Making Google Spreadsheets speak intelligible JSON

Audience: Intermediate
Skills: Javascript, PHP

When collaboratively constructing datasets to be consumed by interactive graphics, a Google Spreadsheet is often where everything starts. This makes a lot of sense — the cloud-based nature of the document means it’s very accessible and doesn’t need to be emailed around to everyone with each revision, multiple people can simultaneously work on it without having to worry about syncing a bunch of changes and it’s easier to use than a relational database (or even the back-end tools to manipulate such databases; for instance, phpMyAdmin.).

However, what about when the dataset’s finished? One completed, it likely has to then be exported as a CSV and imported into a database, or, worse yet, manually reproduced in another web-consumable format — for instance, JSON.
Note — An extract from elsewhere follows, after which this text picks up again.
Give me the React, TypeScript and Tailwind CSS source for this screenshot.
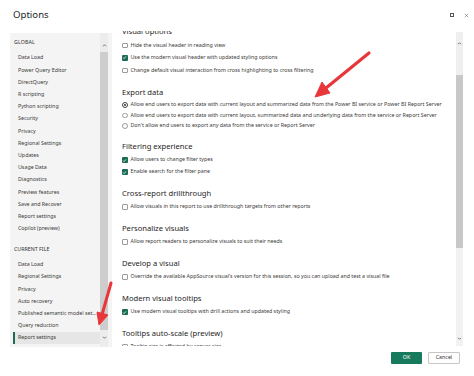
import React from "react";

function Box({ checked }: { checked?: boolean }) {
  if (checked)
    return (
      <span className="w-[5.5px] h-[5.5px] rounded-[1px] bg-[#1c6b57] flex items-center justify-center shrink-0">
        <svg viewBox="0 0 10 10" className="w-[5px] h-[5px]">
          <path d="M2.2 5.2 L4.2 7.2 L7.9 2.9" stroke="white" strokeWidth="1.6" fill="none" />
        </svg>
      </span>
    );
  return <span className="w-[5.5px] h-[5.5px] rounded-[1px] border border-[#9b9b9b] bg-white shrink-0" />;
}

function Radio({ checked }: { checked?: boolean }) {
  return (
    <span
      className={
        "w-[5.5px] h-[5.5px] rounded-full border flex items-center justify-center shrink-0 bg-white " +
        (checked ? "border-[#444]" : "border-[#9b9b9b]")
      }
    >
      {checked && <span className="w-[2.5px] h-[2.5px] rounded-full bg-[#333]" />}
    </span>
  );
}

function Row({ children, radio, checked, h = "h-[12px]" }: { children: React.ReactNode; radio?: boolean; checked?: boolean; h?: string }) {
  return (
    <div className={"flex items-center gap-[3px] " + h}>
      {radio ? <Radio checked={checked} /> : <Box checked={checked} />}
      <span className="text-[5.3px] text-[#3b3a39] whitespace-nowrap leading-none">{children}</span>
    </div>
  );
}

function Header({ children, mt = "mt-[9px]" }: { children: React.ReactNode; mt?: string }) {
  return (
    <div className={"h-[14px] flex items-center text-[7.6px] text-[#252423] whitespace-nowrap " + mt}>{children}</div>
  );
}

function Chevron({ up }: { up?: boolean }) {
  return (
    <svg viewBox="0 0 10 10" className="w-[5px] h-[5px]">
      <path d={up ? "M2 6.5 L5 3.5 L8 6.5" : "M2 3.5 L5 6.5 L8 3.5"} stroke="#444" strokeWidth="1.4" fill="none" />
    </svg>
  );
}

const globalItems = [
  "Data Load",
  "Power Query Editor",
  "DirectQuery",
  "R scripting",
  "Python scripting",
  "Security",
  "Privacy",
  "Regional Settings",
  "Updates",
  "Usage Data",
  "Diagnostics",
  "Preview features",
  "Save and Recover",
  "Report settings",
  "Copilot (preview)",
];

const fileItems = [
  "Data Load",
  "Regional Settings",
  "Privacy",
  "Auto recovery",
  "Published semantic model set...",
  "Query reduction",
  "Report settings",
];

function NavItem({ label, selected }: { label: string; selected?: boolean }) {
  return (
    <div className={"h-[12.2px] flex items-center relative " + (selected ? "bg-[#e6e6e6]" : "")}>
      {selected && <span className="absolute left-0 top-0 bottom-0 w-[2px] bg-[#1c6b57]" />}
      <span className="pl-[5px] text-[5.3px] text-[#3b3a39] whitespace-nowrap leading-none">{label}</span>
    </div>
  );
}

export default function App() {
  return (
    <div className="w-[474px] h-[376px] bg-white flex flex-col overflow-hidden relative font-['Noto_Sans',sans-serif]">
      {/* Title bar */}
      <div className="h-[31px] flex items-center pl-[13px] pr-[5px]">
        <span className="text-[9.6px] text-[#201f1e]">Options</span>
        <div className="ml-auto flex items-center gap-[10px] -mt-[1px]">
          <span className="w-[4px] h-[4px] border border-[#555] border-[0.8px]" />
          <svg viewBox="0 0 10 10" className="w-[5px] h-[5px]">
            <path d="M1.5 1.5 L8.5 8.5 M8.5 1.5 L1.5 8.5" stroke="#555" strokeWidth="1" />
          </svg>
        </div>
      </div>

      {/* Body */}
      <div className="h-[317px] flex pl-[10px]">
        {/* Left nav */}
        <div className="w-[102px] h-[314px] mt-[2px] bg-[#f4f4f4] flex">
          <div className="flex-1 pl-[3px] pt-[4px] flex flex-col">
            <div className="h-[12px] flex items-center pl-[1px] text-[5.3px] text-[#323130] tracking-[0.1px] leading-none">GLOBAL</div>
            <div className="mt-[3px]">
              {globalItems.map((l) => (
                <NavItem key={"g" + l} label={l} />
              ))}
            </div>
            <div className="h-[12px] mt-[9px] flex items-center pl-[1px] text-[5.3px] text-[#323130] leading-none">CURRENT FILE</div>
            <div className="mt-[3px]">
              {fileItems.map((l, i) => (
                <NavItem key={"f" + l} label={l} selected={i === fileItems.length - 1} />
              ))}
            </div>
          </div>
          <div className="w-[8px] mr-[4px] flex flex-col items-center">
            <div className="h-[19px] w-full bg-[#ececec] flex items-end justify-center pb-[4px]">
              <Chevron up />
            </div>
            <div className="w-full h-[278px] bg-[#cdcdcd]" />
            <div className="flex-1 w-full bg-[#ececec] flex items-center justify-center pb-[2px]">
              <Chevron />
            </div>
          </div>
        </div>

        {/* Right content */}
        <div className="flex-1 h-[317px] flex">
          <div className="flex-1 h-[315px] overflow-hidden pl-[10px]">
            <div className="-mt-[6px]">
              <Header mt="mt-0">Visual options</Header>
              <Row h="h-[12.5px]">Hide the visual header in reading view</Row>
              <Row h="h-[12.5px]" checked>
                Use the modern visual header with updated styling options
              </Row>
              <Row h="h-[12.5px]">Change default visual interaction from cross highlighting to cross filtering</Row>

              <Header>Export data</Header>
              <Row radio checked h="h-[10.5px]">
                Allow end users to export data with current layout and summarized data from the Power BI service or Power BI Report Server
              </Row>
              <Row radio h="h-[10.5px]">
                Allow end users to export data with current layout, summarized data and underlying data from the service or Report Server
              </Row>
              <Row radio h="h-[10.5px]">
                Don't allow end users to export any data from the service or Report Server
              </Row>

              <Header>Filtering experience</Header>
              <Row checked>Allow users to change filter types</Row>
              <Row checked>Enable search for the filter pane</Row>

              <Header>Cross-report drillthrough</Header>
              <Row>Allow visuals in this report to use drillthrough targets from other reports</Row>

              <Header>Personalize visuals</Header>
              <Row>Allow report readers to personalize visuals to suit their needs</Row>

              <Header>Develop a visual</Header>
              <Row>Override the available AppSource visual's version for this session, so you can upload and test a visual file</Row>

              <Header>Modern visual tooltips</Header>
              <Row checked>Use modern visual tooltips with drill actions and updated styling</Row>

              <Header>Tooltips auto-scale (preview)</Header>
              <Row>Tooltip size is affected by canvas size</Row>
            </div>
          </div>
          {/* Right scrollbar */}
          <div className="w-[7px] mr-[11px] mt-[1px] h-[314px] flex flex-col">
            <div className="h-[43px] bg-[#efefef] flex justify-center pt-[9px]">
              <Chevron up />
            </div>
            <div className="h-[173px] bg-[#c8c8c8]" />
            <div className="flex-1 bg-[#f2f2f2] flex flex-col justify-end items-center pb-[5px]">
              <Chevron />
            </div>
          </div>
        </div>
      </div>

      {/* Footer */}
      <div className="flex-1 flex justify-end items-start pt-[4px] pr-[14px] gap-[6px]">
        <button className="w-[31px] h-[12px] bg-[#177a5c] text-white text-[5.3px] rounded-[1px] flex items-center justify-center leading-none">
          OK
        </button>
        <button className="w-[32px] h-[12px] bg-white border border-[#c8c6c4] text-[#323130] text-[5.3px] rounded-[1px] flex items-center justify-center leading-none">
          Cancel
        </button>
      </div>

      {/* Red annotation arrows */}
      <svg className="absolute inset-0 pointer-events-none" width="474" height="376" viewBox="0 0 474 376">
        <line x1="369" y1="53" x2="326" y2="88" stroke="#e8373a" strokeWidth="3.2" strokeLinecap="round" />
        <polygon points="315,97 330,93 322,82" fill="#e8373a" stroke="#e8373a" strokeWidth="1" strokeLinejoin="round" />
        <line x1="111" y1="283" x2="102.5" y2="313" stroke="#e8373a" strokeWidth="3" strokeLinecap="round" />
        <polygon points="99,325 108,315 97,312" fill="#e8373a" stroke="#e8373a" strokeWidth="1" strokeLinejoin="round" />
      </svg>
    </div>
  );
}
If your dataset never changes and everyone on your team knows how to move the data from Google Spreadsheets into the web-consumable format, this might not be a problem. But what about if that data changes frequently? Or what if you’re on the development end of the project and want to start building the interactive before the dataset is complete?

Clearly what’s needed is a way to make Google Spreadsheets speak JSON. Google has two built-in ways of doing this, but neither works very well — the actual spreadsheet data is buried under several layers of metadata and, worse yet, header rows don’t map to anything. These reasons combined make it difficult to use for anything more complex than a simple list.

Luckily, a great bit of code from Rob Flaherty solves this problem quite nicely. I’ll briefly go into how to use it:

    1. First, your Google Spreadsheet needs to be “published.” Note that this doesn’t mean it’s fully available online — how visible it is reflects whatever value is selected in “Sharing” settings. In short, unless your data is set to “Public on the web,” you don’t really need to worry about anyone finding it before you publish. To make it consumable for JSON, go File, Publish to the Web… and click Start Publishing. Under “Get a link to the published data,” select “CSV (comma-separated values)” and copy the URL it gives you to the clipboard.
    2. Download the CSV to JSON script and upload it to a PHP-enabled directory of your webserver.
    3. Paste the URL from step 1 into the $feed variable.

This will work fine for a local AJAX request. However, because of AJAX’s same origin requirement, you won’t be able to consume data from the script on domains outside of the one it’s being hosted on. This is problematic if, for instance, your newspaper’s tech team won’t let you run random bits of PHP on your pages and you are thus wanting to host the above script on ScraperWiki, or if you’re wanting to create a web-service that lets your readers consume the data as JSON.

The way around this is to use JSONP, which is essentially regular JSON wrapped in a callback. This lets you use jQuery’s getJSON(); function like so:


jQuery.getJSON(’http://www.aendrew.com/csv-to-jsonp.php?callback=?’, function(response) {
//code for consuming JSON here -- JSON object returned as variable “response”
});

To do so, simply change the header value in the CSV to JSON script from “application/json” to “script/javascript” and replace the last line with the following:


echo $_GET['callback']. '(' . json_encode($newArray) . ');';

Alternately, I’ve posted a modified fork of Flaherty’s code here.

Notes:

    1. Depending on the debug level of your version of PHP, you might get warnings about array_combine(); on line 55. Place an @ in front of that function to suppress them.
    2. The CSV to JSON script uses the first row as column headings, which are mapped as the name of each item in the JSON response. Make sure no two column headings are identical — otherwise, the first one will be overwritten by the second.